**Given data**
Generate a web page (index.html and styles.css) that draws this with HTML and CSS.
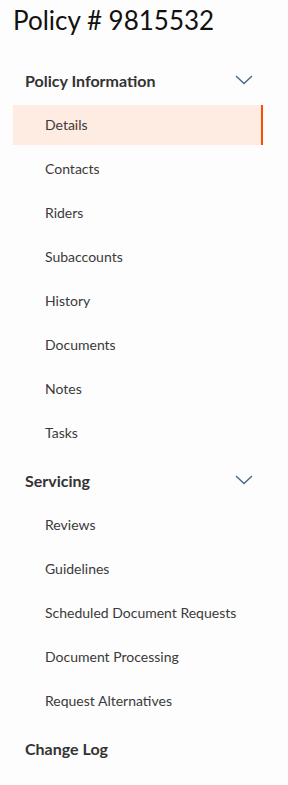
FILE: index.html
```html
<!DOCTYPE html>
<html lang="en">
<head>
<meta charset="utf-8">
<link rel="stylesheet" href="styles.css">
</head>
<body>
<aside class="sidebar">
  <h1 class="title">Policy # 9815532</h1>
  <nav class="nav">
    <section class="section">
      <div class="section-header">
        <span>Policy Information</span>
        <svg class="chevron" width="18" height="10" viewBox="0 0 18 10"><path d="M1 1 L9 8.5 L17 1" fill="none" stroke="#4a6685" stroke-width="1.4"/></svg>
      </div>
      <a class="item active">Details</a>
      <a class="item">Contacts</a>
      <a class="item">Riders</a>
      <a class="item">Subaccounts</a>
      <a class="item">History</a>
      <a class="item">Documents</a>
      <a class="item">Notes</a>
      <a class="item">Tasks</a>
    </section>
    <section class="section">
      <div class="section-header">
        <span>Servicing</span>
        <svg class="chevron" width="18" height="10" viewBox="0 0 18 10"><path d="M1 1 L9 8.5 L17 1" fill="none" stroke="#4a6685" stroke-width="1.4"/></svg>
      </div>
      <a class="item">Reviews</a>
      <a class="item">Guidelines</a>
      <a class="item">Scheduled Document Requests</a>
      <a class="item">Document Processing</a>
      <a class="item">Request Alternatives</a>
    </section>
    <section class="section">
      <div class="section-header">
        <span>Change Log</span>
      </div>
    </section>
  </nav>
</aside>
</body>
</html>
```

FILE: styles.css
```css
html, body {
  margin: 0;
  padding: 0;
  background: #fdfdfd;
}
body {
  font-family: Lato, "Open Sans", sans-serif;
  color: #333333;
}
.sidebar {
  width: 250px;
  padding: 5px 25px 0 13px;
}
.title {
  margin: 0;
  font-size: 26px;
  font-weight: 400;
  line-height: 1.2;
  color: #111111;
}
.nav {
  margin-top: 25px;
  display: flex;
  flex-direction: column;
  gap: 8px;
}
.section {
  display: flex;
  flex-direction: column;
  gap: 4px;
}
.section-header {
  height: 40px;
  box-sizing: border-box;
  display: flex;
  align-items: center;
  justify-content: space-between;
  padding: 0 10px 2px 12px;
  font-size: 16px;
  font-weight: 700;
  color: #333333;
}
.chevron {
  display: block;
}
.item {
  height: 40px;
  display: flex;
  align-items: center;
  padding-left: 32px;
  padding-bottom: 1px;
  box-sizing: border-box;
  font-size: 14px;
  color: #3a3a3a;
  text-decoration: none;
}
.item.active {
  background: #feebe1;
  border-right: 2px solid #fc4c02;
}
```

**Requirements**
Search the listing for the word "styles" and return each line that holds it.

**Task solution**
Generate a web page (index.html and styles.css) that draws this with HTML and CSS.
<link rel="stylesheet" href="styles.css">
FILE: styles.css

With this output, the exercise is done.